This was more informational from the article standpoint than a solicitation, but some good input nonetheless.


----------



## SouthernBoy (Jun 27, 2007)

Thanks Steve for your input on the triangle target area. There's no shame in saying one learns new things all of the time. Anyone who tries to convince people that they know everything there is to know about a given subject is either lying or a fool. My take is that he is both.


----------



## Cait43 (Apr 4, 2013)

"Caliber War" is a constant in the gun world..... However intense constant training and shot placement usually trumps caliber...

Keep in mind that both you and the bad guy will be "pumped" which can give one unfeasible speed, strength and not realizing one has been shot......

Training/practicing constantly helps when intense fear shuts down your rational brain you will still be able to function on "autopilot".


----------



## SouthernBoy (Jun 27, 2007)

bander said:


> maybe you are willing to wait 4 seconds+ for the guy to bleed out, but I am not. After 2-3 rds at his chest, I'm switching to most of the rest of the magazine to his head. Not waiting to see any effect, understand me? Just an automatic, trained-in switch of target. *The range, for justifiable civilian stuff, is nearly always sub 5 yds, and mostly more like 6 ft. Just ask George Z about that.*


Who told you this? Can you cite this law in your state?


----------



## Steve M1911A1 (Feb 6, 2008)

bander said:


> maybe you are willing to wait 4 seconds+ for the guy to bleed out, but I am not. After 2-3 rds at his chest, I'm switching to most of the rest of the magazine to his head. Not waiting to see any effect, understand me? Just an automatic, trained-in switch of target. The range, for justifiable civilian stuff, is nearly always sub 5 yds, and mostly more like 6 ft. Just ask George Z about that.

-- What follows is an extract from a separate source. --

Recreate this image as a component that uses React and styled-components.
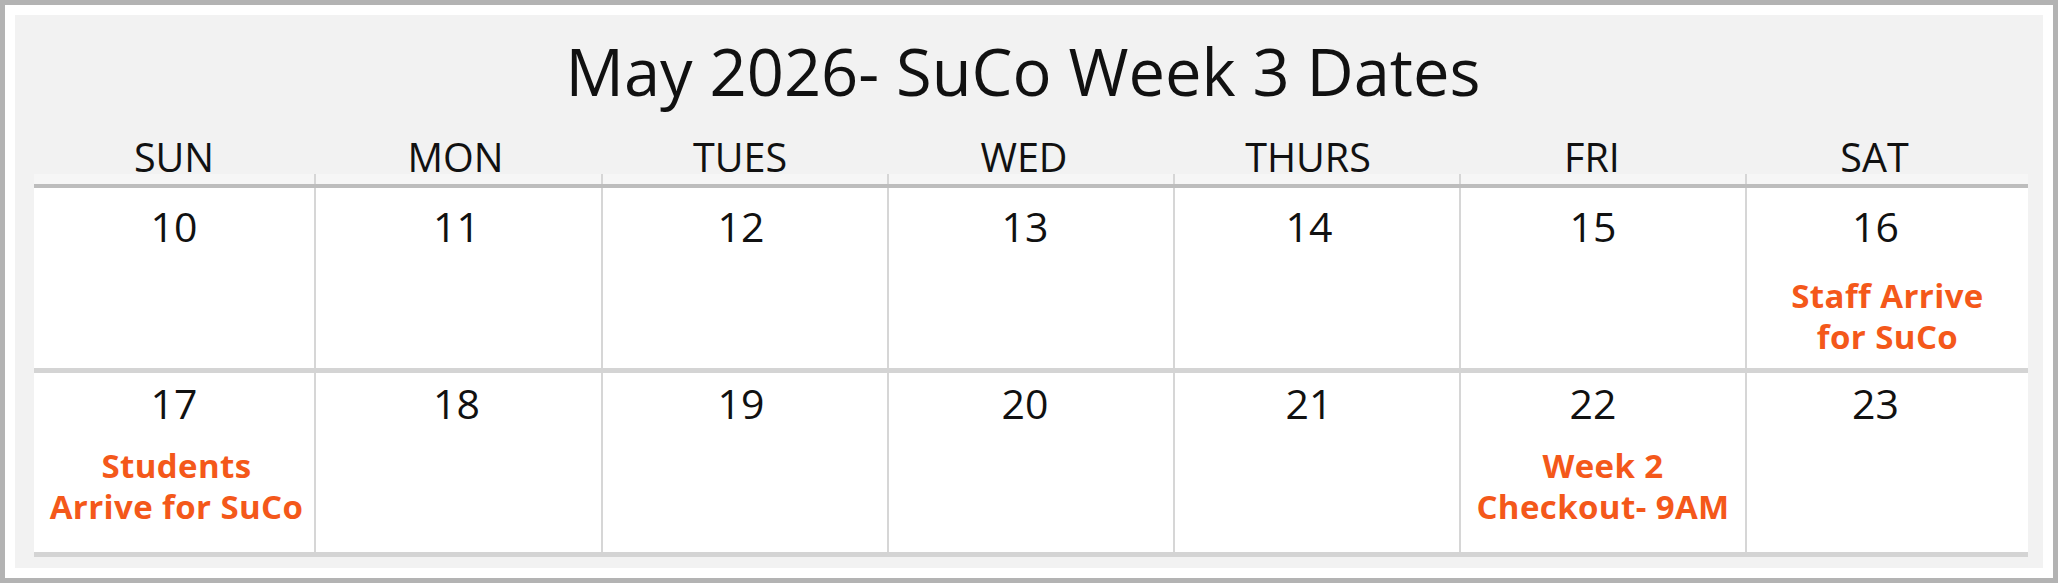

Have you ever been in a gunfight?
Have you ever been in a confrontation which almost became a gunfight?

One thing that I have learned, during my life so far, is that you cannot predict exactly what will happen. Ever.
Another thing that I've learned is that when the music actually starts, your head empties out and you cannot even predict your own behavior.

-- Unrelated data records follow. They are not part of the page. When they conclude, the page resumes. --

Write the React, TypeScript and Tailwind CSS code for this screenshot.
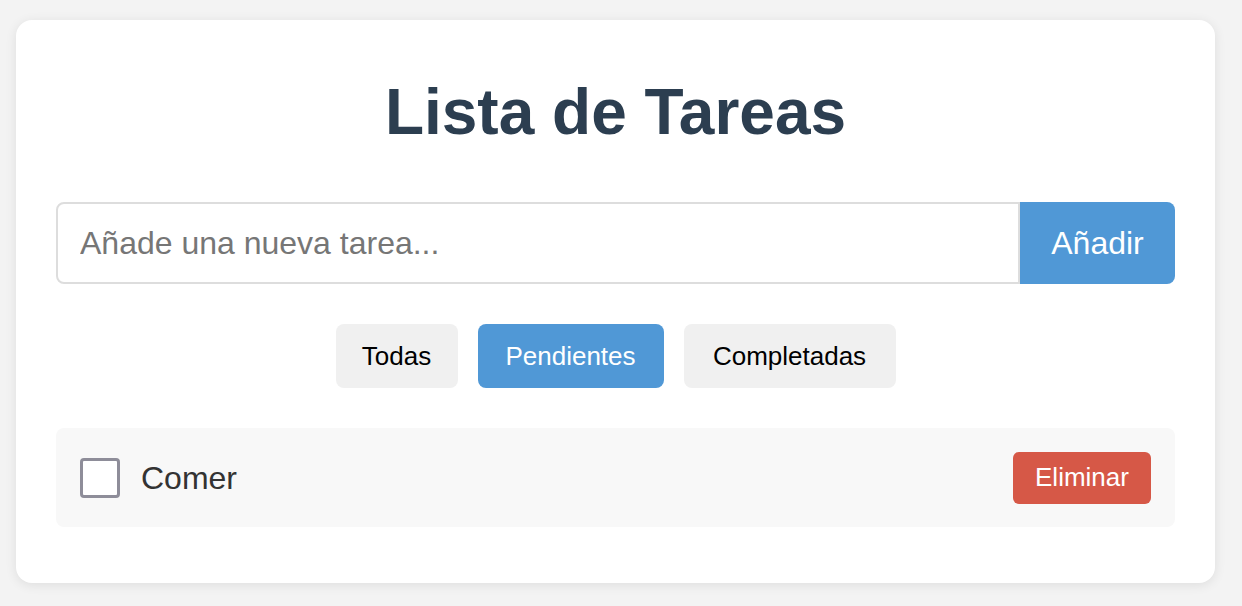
import React from "react";

export default function App() {
  return (
    <div className="min-h-[606px] w-full bg-[#f3f3f3] pl-[16px] pr-[27px] pt-[20px] pb-[23px]" style={{ fontFamily: '"Liberation Sans", Arial, sans-serif' }}>
      <div className="rounded-[16px] bg-white px-[40px] pt-[55px] pb-[56px] shadow-[0_2px_12px_rgba(0,0,0,0.09)]">
        <h1 className="text-center text-[64px] font-bold leading-[74px] text-[#2c3e50]">Lista de Tareas</h1>
        <div className="mt-[53px] flex h-[82px]">
          <input
            className="h-full flex-1 rounded-l-[8px] border-2 border-[#dddddd] px-[22px] text-[32px] text-[#333] outline-none placeholder:text-[#767676]"
            placeholder="Añade una nueva tarea..."
          />
          <button className="h-full w-[155px] rounded-r-[8px] bg-[#5098d6] text-[32px] text-white">Añadir</button>
        </div>
        <div className="mt-[40px] flex justify-center gap-[20px]">
          <button className="h-[64px] w-[122px] rounded-[8px] bg-[#f0f0f0] text-[26px] text-black">Todas</button>
          <button className="h-[64px] w-[186px] rounded-[8px] bg-[#5098d6] text-[26px] text-white">Pendientes</button>
          <button className="h-[64px] w-[212px] rounded-[8px] bg-[#f0f0f0] text-[26px] text-black">Completadas</button>
        </div>
        <div className="mt-[40px] flex h-[99px] items-center rounded-[8px] bg-[#f8f8f8] px-[24px]">
          <div className="h-[40px] w-[40px] rounded-[4px] border-[3px] border-[#8e8d99] bg-white" />
          <span className="ml-[21px] flex-1 text-[32px] text-[#333]">Comer</span>
          <button className="h-[52px] w-[138px] rounded-[6px] bg-[#d65847] text-[26px] text-white">Eliminar</button>
        </div>
      </div>
    </div>
  );
}
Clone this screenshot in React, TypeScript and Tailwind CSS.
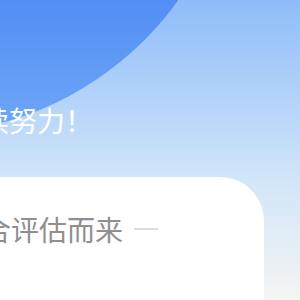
export default function App() {
  return (
    <div
      className="relative w-[300px] h-[300px] overflow-hidden bg-gradient-to-b from-[#8ebcf8] via-[#d2e6f8] via-60% to-[#f4f4f4]"
      style={{ fontFamily: '"Noto Sans CJK SC", "Noto Sans", sans-serif' }}
    >
      {/* decorative circle */}
      <div className="absolute left-[-402px] top-[-506px] w-[640px] h-[640px] rounded-full bg-gradient-to-b from-[#4582f3] from-70% to-[#70a8f6]" />

      <div className="relative flex flex-col">
        <div className="mt-[106px] ml-[-47px] text-[28px] leading-none text-white whitespace-nowrap">
          继续努力！
        </div>

        <div className="mt-[43px] mr-[36px] ml-[-80px] h-[200px] rounded-[44px] bg-white pl-[35px] pt-[38px]">
          <div className="flex items-center gap-[11px] whitespace-nowrap">
            <span className="text-[28px] leading-none text-[#8f8f8f]">综合评估而来</span>
            <span className="block w-[24px] h-[2px] bg-[#dcdcdc]" />
          </div>
        </div>
      </div>
    </div>
  );
}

You believe that you will have the presence of mind to do a Mozambique, according to your ingrained training and muscle memory, but reality will prove vastly different.

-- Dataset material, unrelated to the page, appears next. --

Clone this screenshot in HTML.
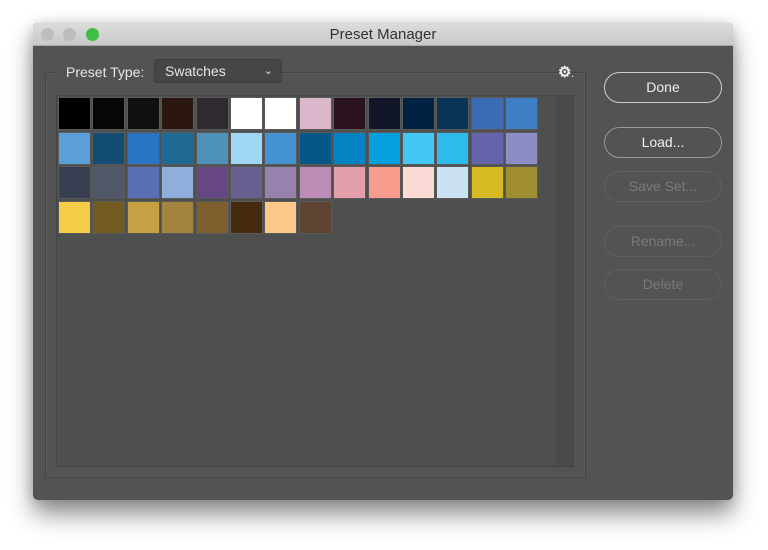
<!DOCTYPE html>
<html><head><style>
*{box-sizing:border-box;margin:0;padding:0}
body{width:768px;height:550px;background:#fff;position:relative;overflow:hidden;font-family:"Liberation Sans",sans-serif}
.win{position:absolute;left:33px;top:23px;width:700px;height:477px;background:#535353;border-radius:5px;box-shadow:0 14px 24px rgba(0,0,0,.45),0 0 12px rgba(0,0,0,.15);overflow:hidden}
.tb{position:absolute;left:0;top:0;width:700px;height:23px;background:linear-gradient(#dcdcdc,#c8c8c8);border-bottom:1px solid #a8a8a8;text-align:center;font-size:15px;line-height:23px;color:#333}
.dot{position:absolute;top:5px;width:13px;height:13px;border-radius:50%;background:#bdbdbd}
.grp{position:absolute;left:12px;top:49px;width:541px;height:406px;border:1px solid #444;box-shadow:inset 0 0 0 1px #5a5a5a}
.lbl{position:absolute;left:25px;top:40px;background:#535353;padding:0 8px;color:#e6e6e6;font-size:14px;line-height:18px}
.sel{position:absolute;left:121px;top:36px;width:128px;height:24px;background:#464646;border:1px solid #3e3e3e;border-radius:3px;color:#e6e6e6;font-size:14px;line-height:22px;padding-left:10px}
.list{position:absolute;left:23px;top:72px;width:518px;height:372px;background:#4e504f;border:1px solid #444}
.sb{position:absolute;right:0;top:0;width:17px;height:100%;background:#4a4a4a}
.sw{position:absolute;width:33px;height:33px;border:1px solid #5a5a5a}
.btn{position:absolute;left:571px;width:118px;height:31px;border-radius:16px;border:1.5px solid #aaa;color:#eee;font-size:14px;text-align:center;line-height:28px}
.dis{border:1px solid #5f5f5f;color:#7a7a7a}
</style></head><body>
<div class="win">
<div class="tb">Preset Manager
<div class="dot" style="left:8px"></div><div class="dot" style="left:30px"></div><div class="dot" style="left:53px;background:#3fbd46"></div></div>
<div class="grp"></div>
<div class="lbl">Preset Type:</div>
<div class="sel">Swatches<span style="position:absolute;right:8px;top:0;font-size:11px">&#8964;</span></div>
<div style="position:absolute;left:525px;top:40px;color:#eee;font-size:15px;font-weight:bold">&#9881;<span style="font-size:8px">.</span></div>
<div class="list"><div class="sb"></div><div id="g"></div></div>
<div class="btn" style="top:49px;border-color:#ccc">Done</div>
<div class="btn" style="top:104px;border-color:#999">Load...</div>
<div class="btn dis" style="top:148px">Save Set...</div>
<div class="btn dis" style="top:203px">Rename...</div>
<div class="btn dis" style="top:246px">Delete</div>
</div>
<script>
var c=["#000","#060606","#101010","#2c1710","#2e2a2f","#fff","#fff","#dab7ca","#2a1221","#111628","#012240","#0a3455","#3c6cb4","#3f7ec4",
"#5b9fd9","#144d74","#2875c2","#1e6a94","#4e92b8","#9fd6f4","#4593d2","#045687","#0582c1","#06a1dc","#44c7f4","#2ebcec","#6463ac","#8d8dc6",
"#393f52","#4f5769","#5b6fb6","#8eaedc","#664683","#686091","#9881ac","#bc8cb6","#e49daa","#f79b8c","#f9dad4","#cbe2f4","#d6b923","#a08d2f",
"#f5cc46","#735a1f","#c6a042","#a3843e","#7f5e2d","#472b0e","#fcc98b","#5d4330"];
var h="";c.forEach(function(x,i){var r=Math.floor(i/14),k=i%14;h+='<div class="sw" style="left:'+(1+k*34.4)+'px;top:'+(1+r*34.6)+'px;background:'+x+'"></div>';});
document.getElementById("g").innerHTML=h;
</script>
</body></html>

(No, I've never been in a real gunfight. Close, a couple of times, though. Very close.)


----------



## SouthernBoy (Jun 27, 2007)

Steve M1911A1 said:


> Have you ever been in a gunfight?
> Have you ever been in a confrontation which almost became a gunfight?
> 
> One thing that I have learned, during my life so far, is that you cannot predict exactly what will happen. Ever.
> ...


Correct.


----------



## GCBHM (Mar 24, 2014)

bander said:


> maybe you are willing to wait 4 seconds+ for the guy to bleed out, but I am not. After 2-3 rds at his chest, I'm switching to most of the rest of the magazine to his head. Not waiting to see any effect, understand me? Just an automatic, trained-in switch of target. The range, for justifiable civilian stuff, is nearly always sub 5 yds, and mostly more like 6 ft. Just ask George Z about that.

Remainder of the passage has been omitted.